Le faïencier et les 35 heures
FRANÇOIS XAVIER DE FOURNAS

(Les Echos - 31 mars 1998)

La loi sur les 35 heures va avoir un coût exorbitant pour le contribuable. Il existe d'autres voies pour aménager les temps dans l'entreprise.

Il y a peu, à « La Marche du siècle » sur FR3, le patron d'une entreprise de 200 personnes racontait avec verve et chaleur l'histoire merveilleuse des 35 heures « loi de Robien » dans sa fabrique de faïence : comment le partage du travail avait permis, contre un modeste engagement de modération salariale, d'embaucher une vingtaine de jeunes sans emploi, d'alléger les horaires des anciens et même de réaliser des gains de productivité par une meilleure utilisation des équipements.

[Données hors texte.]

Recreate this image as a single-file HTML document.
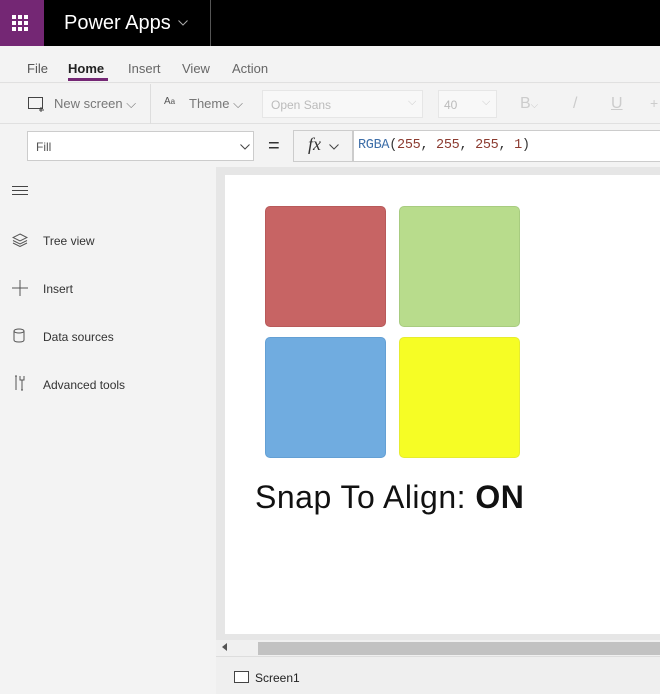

Bravo ! Mais qui paye et combien ? Silence à l'écran ! Levons le mystère : le faïencier recevra 20 millions de francs de subventions étalées sur sept ans, sans engagement durable de maintenir l'effectif, 1 million par emploi, réglé par les contribuables, c'est-à-dire par d'autres salariés et par d'autres entreprises.

Pour créer 1 million d'emplois par ce système, il faudrait donc dégager 1.000 milliards de francs sur sept ans, et encore 600 à 700 milliards sur cinq ans par la « loi Aubry », un peu moins chère... Le « miracle » est affreusement coûteux de nos jours, on peut même douter qu'il soit efficace.

Le fil conducteur de la réflexion sur la réduction obligatoire du temps de travail, c'est la question de qui va payer - L'Etat ? l'entreprise ? le salarié ? Question subsidiaire : le partage de la pénurie de travail est-il bien le meilleur moyen de créer des emplois ?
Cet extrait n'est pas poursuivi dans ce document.